May 18, 2012, 3:14 pm

When the Big Ten Network was started five years ago, it offered each member university the chance to produce up to 60 hours a year of academic programming. Since then the channel has aired thousands of hours of shows highlighting scholarly work.

But this year the network is running less academic coverage as part of a new emphasis on higher-quality broadcasts that bring in better ratings, the Associated Press reports.

“When we came up with the number of hours, we didn’t know what the schools were capable of producing,” Big Ten Commissioner Jim Delany told the news service. “Most of them didn’t have the resources to produce the shows.”

“There’s fewer hours now,” he adds, “but the ratings are better and the production value is much better—top-notch, in fact.”

The change hasn’t gone over well with some people. Kecia Lynn hosted a program produced by the University of Iowa in which she interviewed prominent authors associated with the Iowa Writers’ Workshop.
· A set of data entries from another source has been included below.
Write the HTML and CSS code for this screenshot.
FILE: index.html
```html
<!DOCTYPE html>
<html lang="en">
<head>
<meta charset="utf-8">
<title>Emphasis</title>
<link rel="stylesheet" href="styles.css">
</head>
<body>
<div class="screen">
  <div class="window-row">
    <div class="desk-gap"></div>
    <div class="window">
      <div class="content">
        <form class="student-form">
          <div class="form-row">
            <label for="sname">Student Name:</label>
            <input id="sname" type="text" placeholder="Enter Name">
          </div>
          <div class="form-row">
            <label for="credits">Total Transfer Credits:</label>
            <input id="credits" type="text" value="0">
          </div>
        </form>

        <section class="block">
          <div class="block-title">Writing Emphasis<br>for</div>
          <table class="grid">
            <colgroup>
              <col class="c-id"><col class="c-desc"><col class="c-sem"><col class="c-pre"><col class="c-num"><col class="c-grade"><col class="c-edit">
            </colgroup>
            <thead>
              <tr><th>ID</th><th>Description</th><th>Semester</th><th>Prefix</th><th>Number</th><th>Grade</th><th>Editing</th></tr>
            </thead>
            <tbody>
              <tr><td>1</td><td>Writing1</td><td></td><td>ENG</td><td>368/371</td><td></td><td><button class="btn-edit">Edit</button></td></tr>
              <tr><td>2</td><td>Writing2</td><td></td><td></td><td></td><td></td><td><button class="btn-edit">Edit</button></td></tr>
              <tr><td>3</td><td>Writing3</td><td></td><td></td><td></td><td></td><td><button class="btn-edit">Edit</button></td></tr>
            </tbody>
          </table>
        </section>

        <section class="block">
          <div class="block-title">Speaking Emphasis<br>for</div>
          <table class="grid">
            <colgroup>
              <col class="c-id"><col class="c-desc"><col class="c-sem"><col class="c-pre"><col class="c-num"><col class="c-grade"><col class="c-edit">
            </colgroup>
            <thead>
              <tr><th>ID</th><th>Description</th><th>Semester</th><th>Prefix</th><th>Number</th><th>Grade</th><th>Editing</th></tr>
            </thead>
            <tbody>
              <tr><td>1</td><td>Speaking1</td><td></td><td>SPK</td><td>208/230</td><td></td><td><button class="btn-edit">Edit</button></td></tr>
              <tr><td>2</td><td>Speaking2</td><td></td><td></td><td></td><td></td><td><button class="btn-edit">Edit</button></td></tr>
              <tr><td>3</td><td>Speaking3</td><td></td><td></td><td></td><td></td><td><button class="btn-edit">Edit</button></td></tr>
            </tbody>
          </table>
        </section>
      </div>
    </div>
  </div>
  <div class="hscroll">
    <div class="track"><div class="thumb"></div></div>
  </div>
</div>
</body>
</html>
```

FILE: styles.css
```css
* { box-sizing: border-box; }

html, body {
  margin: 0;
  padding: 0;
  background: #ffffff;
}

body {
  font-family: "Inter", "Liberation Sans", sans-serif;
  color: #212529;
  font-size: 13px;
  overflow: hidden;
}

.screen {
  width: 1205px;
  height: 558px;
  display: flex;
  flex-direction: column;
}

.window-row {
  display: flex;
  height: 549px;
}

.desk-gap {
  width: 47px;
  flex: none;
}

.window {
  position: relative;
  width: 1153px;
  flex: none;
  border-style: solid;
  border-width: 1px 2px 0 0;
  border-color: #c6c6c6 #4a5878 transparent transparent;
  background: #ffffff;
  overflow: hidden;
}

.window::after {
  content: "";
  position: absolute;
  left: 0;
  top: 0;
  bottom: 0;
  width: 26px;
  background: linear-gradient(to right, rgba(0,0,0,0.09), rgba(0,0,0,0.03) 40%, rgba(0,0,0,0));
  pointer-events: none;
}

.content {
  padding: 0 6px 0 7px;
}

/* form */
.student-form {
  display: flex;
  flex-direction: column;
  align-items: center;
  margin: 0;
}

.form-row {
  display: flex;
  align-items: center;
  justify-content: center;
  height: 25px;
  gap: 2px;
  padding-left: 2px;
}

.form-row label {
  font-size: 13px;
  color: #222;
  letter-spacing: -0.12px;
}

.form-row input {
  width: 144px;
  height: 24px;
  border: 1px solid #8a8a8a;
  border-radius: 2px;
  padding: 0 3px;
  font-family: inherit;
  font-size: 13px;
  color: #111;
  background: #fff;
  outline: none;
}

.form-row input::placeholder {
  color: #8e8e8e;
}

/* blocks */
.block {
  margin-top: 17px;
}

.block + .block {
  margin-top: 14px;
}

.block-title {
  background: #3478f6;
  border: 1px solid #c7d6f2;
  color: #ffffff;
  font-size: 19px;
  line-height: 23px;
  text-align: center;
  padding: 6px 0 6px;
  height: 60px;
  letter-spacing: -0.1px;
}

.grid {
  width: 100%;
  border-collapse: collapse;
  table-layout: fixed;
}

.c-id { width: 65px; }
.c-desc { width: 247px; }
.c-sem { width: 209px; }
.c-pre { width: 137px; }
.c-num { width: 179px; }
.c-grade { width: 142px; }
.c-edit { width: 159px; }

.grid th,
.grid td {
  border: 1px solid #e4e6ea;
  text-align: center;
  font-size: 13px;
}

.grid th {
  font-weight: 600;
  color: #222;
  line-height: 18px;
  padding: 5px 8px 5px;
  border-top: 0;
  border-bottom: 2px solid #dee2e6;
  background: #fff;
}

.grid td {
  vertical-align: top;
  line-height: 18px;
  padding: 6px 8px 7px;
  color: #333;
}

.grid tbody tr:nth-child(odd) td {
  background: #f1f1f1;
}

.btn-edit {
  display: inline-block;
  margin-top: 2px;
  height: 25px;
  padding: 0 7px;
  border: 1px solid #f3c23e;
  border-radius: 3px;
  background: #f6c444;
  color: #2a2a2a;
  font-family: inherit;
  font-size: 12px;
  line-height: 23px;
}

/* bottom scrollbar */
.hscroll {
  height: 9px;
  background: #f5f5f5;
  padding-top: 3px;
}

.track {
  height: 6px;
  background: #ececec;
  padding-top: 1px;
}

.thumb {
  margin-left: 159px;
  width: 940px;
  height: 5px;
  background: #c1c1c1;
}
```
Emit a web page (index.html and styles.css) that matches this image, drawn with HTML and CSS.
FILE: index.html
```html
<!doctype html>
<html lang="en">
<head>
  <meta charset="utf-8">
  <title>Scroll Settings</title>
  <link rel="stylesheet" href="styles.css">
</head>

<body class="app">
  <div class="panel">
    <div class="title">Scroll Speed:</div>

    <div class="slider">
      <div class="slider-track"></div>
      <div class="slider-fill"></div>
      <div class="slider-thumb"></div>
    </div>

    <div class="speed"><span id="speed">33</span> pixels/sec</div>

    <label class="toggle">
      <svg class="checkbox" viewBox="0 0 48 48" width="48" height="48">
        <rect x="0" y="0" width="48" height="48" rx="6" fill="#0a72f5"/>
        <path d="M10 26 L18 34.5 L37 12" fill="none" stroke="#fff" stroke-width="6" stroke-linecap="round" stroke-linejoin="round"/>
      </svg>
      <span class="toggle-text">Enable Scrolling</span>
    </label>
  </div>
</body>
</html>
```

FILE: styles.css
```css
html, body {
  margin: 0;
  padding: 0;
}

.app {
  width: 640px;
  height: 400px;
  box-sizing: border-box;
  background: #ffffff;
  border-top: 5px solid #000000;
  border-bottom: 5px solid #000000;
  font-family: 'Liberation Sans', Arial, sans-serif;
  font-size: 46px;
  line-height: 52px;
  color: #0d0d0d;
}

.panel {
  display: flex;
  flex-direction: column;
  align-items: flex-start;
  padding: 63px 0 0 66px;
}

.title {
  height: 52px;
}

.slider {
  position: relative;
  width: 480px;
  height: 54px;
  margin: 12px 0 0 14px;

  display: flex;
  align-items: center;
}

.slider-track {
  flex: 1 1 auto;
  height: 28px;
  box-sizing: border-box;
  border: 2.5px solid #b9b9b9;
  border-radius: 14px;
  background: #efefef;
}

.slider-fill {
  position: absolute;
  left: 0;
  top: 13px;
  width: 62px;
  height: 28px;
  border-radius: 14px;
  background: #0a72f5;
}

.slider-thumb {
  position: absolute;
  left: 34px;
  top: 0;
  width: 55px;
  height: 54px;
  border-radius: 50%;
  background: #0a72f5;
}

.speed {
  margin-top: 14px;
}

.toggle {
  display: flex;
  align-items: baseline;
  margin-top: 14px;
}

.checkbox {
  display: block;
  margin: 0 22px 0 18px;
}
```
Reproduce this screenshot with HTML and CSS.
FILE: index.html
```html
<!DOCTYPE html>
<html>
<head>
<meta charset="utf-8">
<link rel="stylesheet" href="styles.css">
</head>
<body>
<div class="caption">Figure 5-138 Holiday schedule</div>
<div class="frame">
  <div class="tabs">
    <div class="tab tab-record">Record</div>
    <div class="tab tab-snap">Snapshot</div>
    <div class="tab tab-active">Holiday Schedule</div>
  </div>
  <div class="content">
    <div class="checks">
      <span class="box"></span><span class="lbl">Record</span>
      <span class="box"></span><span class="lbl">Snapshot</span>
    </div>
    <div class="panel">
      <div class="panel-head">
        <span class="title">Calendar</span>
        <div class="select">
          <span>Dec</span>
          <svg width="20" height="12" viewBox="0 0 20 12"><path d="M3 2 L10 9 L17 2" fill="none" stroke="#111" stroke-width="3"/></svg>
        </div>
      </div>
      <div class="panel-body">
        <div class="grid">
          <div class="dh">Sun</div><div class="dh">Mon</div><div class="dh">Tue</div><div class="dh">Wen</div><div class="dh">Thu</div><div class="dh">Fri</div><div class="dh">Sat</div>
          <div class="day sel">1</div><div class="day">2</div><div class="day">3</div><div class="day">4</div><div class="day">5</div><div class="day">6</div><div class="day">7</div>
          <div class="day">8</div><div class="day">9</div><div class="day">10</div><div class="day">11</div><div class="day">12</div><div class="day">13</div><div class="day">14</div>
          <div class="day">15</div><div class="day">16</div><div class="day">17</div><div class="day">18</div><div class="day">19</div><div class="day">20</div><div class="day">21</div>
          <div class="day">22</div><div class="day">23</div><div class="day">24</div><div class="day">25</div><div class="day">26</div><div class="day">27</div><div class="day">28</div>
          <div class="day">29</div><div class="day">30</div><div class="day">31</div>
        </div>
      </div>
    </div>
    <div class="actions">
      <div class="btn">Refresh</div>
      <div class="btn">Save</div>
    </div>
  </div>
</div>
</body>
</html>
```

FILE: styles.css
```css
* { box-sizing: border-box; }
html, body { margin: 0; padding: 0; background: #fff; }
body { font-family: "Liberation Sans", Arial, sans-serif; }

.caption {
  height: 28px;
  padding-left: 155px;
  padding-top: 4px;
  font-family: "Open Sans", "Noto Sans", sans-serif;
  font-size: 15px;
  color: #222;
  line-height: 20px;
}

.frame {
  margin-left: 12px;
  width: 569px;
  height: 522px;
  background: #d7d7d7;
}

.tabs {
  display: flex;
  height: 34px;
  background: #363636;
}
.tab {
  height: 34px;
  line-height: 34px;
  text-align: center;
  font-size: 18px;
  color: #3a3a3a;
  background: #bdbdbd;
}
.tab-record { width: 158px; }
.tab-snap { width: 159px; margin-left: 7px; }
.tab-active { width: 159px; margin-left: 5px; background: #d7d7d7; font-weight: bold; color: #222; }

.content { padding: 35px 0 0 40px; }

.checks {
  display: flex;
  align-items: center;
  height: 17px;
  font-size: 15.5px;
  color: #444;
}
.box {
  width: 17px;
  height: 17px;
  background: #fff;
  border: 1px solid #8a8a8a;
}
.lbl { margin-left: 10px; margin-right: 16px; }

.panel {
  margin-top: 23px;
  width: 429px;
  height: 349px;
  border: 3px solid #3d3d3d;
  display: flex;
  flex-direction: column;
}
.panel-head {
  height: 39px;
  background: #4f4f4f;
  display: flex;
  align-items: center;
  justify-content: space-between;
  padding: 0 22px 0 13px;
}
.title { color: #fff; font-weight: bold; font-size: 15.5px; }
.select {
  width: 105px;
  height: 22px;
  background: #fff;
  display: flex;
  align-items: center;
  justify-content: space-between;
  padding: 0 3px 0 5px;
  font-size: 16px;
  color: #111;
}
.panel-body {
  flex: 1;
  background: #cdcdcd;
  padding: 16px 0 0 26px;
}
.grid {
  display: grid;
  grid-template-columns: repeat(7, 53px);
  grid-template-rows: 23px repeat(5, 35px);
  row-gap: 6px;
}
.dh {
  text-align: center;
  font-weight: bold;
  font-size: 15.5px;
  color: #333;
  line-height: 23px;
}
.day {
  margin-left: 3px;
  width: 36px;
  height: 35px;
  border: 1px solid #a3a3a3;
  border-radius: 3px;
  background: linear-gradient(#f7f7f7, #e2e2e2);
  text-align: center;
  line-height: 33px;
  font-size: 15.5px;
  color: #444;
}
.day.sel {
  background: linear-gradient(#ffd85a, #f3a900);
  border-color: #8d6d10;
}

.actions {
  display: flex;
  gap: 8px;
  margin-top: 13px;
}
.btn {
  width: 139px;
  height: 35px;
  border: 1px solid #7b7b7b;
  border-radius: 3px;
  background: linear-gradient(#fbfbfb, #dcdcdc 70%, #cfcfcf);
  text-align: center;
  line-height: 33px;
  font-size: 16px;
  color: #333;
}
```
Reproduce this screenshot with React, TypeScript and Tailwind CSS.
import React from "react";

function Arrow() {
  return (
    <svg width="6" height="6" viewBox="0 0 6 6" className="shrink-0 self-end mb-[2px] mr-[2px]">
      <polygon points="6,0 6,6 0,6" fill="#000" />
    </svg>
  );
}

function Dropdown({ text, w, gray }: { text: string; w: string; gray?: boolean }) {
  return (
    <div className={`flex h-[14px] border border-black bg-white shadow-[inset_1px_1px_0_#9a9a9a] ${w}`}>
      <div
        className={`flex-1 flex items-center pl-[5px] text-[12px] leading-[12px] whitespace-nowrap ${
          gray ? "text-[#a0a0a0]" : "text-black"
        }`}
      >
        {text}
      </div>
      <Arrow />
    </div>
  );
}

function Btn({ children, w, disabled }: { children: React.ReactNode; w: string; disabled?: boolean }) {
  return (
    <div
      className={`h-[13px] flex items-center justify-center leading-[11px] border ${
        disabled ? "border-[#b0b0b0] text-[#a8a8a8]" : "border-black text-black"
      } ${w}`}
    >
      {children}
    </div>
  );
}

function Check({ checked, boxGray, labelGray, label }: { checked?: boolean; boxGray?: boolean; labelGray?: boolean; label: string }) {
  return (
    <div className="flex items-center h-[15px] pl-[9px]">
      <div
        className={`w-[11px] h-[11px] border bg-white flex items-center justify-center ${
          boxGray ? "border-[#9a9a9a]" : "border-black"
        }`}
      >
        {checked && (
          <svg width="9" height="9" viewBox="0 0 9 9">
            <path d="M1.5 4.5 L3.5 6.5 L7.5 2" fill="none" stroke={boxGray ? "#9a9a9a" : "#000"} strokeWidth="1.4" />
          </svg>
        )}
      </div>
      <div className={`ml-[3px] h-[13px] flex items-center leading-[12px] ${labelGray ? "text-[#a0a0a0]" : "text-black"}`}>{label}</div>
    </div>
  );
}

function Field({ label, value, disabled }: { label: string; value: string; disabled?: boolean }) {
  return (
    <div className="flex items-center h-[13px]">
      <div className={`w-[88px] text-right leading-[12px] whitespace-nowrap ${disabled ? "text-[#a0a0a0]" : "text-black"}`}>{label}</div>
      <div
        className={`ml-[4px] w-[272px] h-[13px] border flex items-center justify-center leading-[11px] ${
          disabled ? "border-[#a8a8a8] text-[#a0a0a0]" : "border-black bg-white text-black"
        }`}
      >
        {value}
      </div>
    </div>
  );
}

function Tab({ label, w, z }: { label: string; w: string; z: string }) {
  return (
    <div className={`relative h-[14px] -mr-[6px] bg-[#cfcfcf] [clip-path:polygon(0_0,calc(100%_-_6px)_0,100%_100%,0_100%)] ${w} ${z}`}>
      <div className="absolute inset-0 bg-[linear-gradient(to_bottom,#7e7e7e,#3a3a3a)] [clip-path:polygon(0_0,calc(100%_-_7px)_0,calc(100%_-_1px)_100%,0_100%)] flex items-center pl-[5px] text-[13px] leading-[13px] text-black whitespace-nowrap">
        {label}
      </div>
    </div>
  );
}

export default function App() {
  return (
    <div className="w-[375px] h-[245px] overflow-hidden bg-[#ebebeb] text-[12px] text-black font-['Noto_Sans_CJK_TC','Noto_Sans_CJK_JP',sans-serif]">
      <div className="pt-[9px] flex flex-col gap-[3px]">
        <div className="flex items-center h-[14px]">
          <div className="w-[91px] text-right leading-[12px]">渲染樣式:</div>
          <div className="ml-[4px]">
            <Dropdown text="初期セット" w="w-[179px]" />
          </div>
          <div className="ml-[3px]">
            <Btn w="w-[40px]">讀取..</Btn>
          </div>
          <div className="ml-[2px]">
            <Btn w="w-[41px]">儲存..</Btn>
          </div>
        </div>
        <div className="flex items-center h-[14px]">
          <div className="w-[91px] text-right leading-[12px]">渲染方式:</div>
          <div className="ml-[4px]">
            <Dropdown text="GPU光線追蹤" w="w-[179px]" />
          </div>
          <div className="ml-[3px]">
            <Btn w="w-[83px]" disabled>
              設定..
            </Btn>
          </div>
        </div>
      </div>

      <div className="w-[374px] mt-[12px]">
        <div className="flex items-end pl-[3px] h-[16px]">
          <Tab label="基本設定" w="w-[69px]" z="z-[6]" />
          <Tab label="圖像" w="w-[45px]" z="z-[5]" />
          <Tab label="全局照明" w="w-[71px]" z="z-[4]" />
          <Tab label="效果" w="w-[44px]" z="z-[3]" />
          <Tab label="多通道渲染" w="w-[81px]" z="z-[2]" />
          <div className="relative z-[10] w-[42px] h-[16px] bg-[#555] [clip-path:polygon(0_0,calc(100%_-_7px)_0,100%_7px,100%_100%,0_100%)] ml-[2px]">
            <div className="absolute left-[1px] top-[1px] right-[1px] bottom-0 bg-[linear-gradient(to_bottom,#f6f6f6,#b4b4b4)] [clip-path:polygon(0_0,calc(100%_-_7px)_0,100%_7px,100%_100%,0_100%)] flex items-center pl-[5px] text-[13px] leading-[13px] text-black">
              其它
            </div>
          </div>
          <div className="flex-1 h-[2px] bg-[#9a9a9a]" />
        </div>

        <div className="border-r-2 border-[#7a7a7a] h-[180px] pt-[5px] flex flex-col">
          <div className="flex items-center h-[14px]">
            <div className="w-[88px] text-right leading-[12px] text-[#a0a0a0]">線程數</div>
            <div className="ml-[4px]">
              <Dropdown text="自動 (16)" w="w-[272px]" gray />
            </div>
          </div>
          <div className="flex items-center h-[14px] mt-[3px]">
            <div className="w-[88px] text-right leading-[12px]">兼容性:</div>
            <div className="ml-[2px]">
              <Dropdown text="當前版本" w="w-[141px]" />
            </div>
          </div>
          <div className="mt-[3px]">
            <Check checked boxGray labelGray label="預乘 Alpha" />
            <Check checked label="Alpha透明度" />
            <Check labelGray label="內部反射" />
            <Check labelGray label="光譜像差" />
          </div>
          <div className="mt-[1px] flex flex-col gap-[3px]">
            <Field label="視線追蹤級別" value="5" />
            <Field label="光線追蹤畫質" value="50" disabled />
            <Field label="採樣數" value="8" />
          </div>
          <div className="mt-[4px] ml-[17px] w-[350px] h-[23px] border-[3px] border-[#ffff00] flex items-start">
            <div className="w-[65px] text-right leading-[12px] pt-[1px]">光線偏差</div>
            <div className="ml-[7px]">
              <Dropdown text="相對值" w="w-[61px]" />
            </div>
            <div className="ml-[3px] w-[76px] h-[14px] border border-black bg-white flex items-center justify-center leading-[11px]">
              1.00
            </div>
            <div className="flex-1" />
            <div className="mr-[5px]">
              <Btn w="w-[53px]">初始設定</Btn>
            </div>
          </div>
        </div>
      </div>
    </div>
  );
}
That show has since been cancelled, the AP says.

Instead, the network is focusing on shows like “Impact the World,” an original series that has described Big Ten universities’ work, for example, with rare brain diseases.

The Big Ten’s presidents authorized the network to spend $500,000 to hire a production company for that series, says network spokeswoman Elizabeth Conlisk. And that show’s ratings are 10 times better than the channel’s other non-sports shows.

“You can have 500 hours of programming that nobody watched, and 10 hours that people do watch that have just as many viewers,” she told The Chronicle. “Our goal is to have the highest-quality shows as possible.”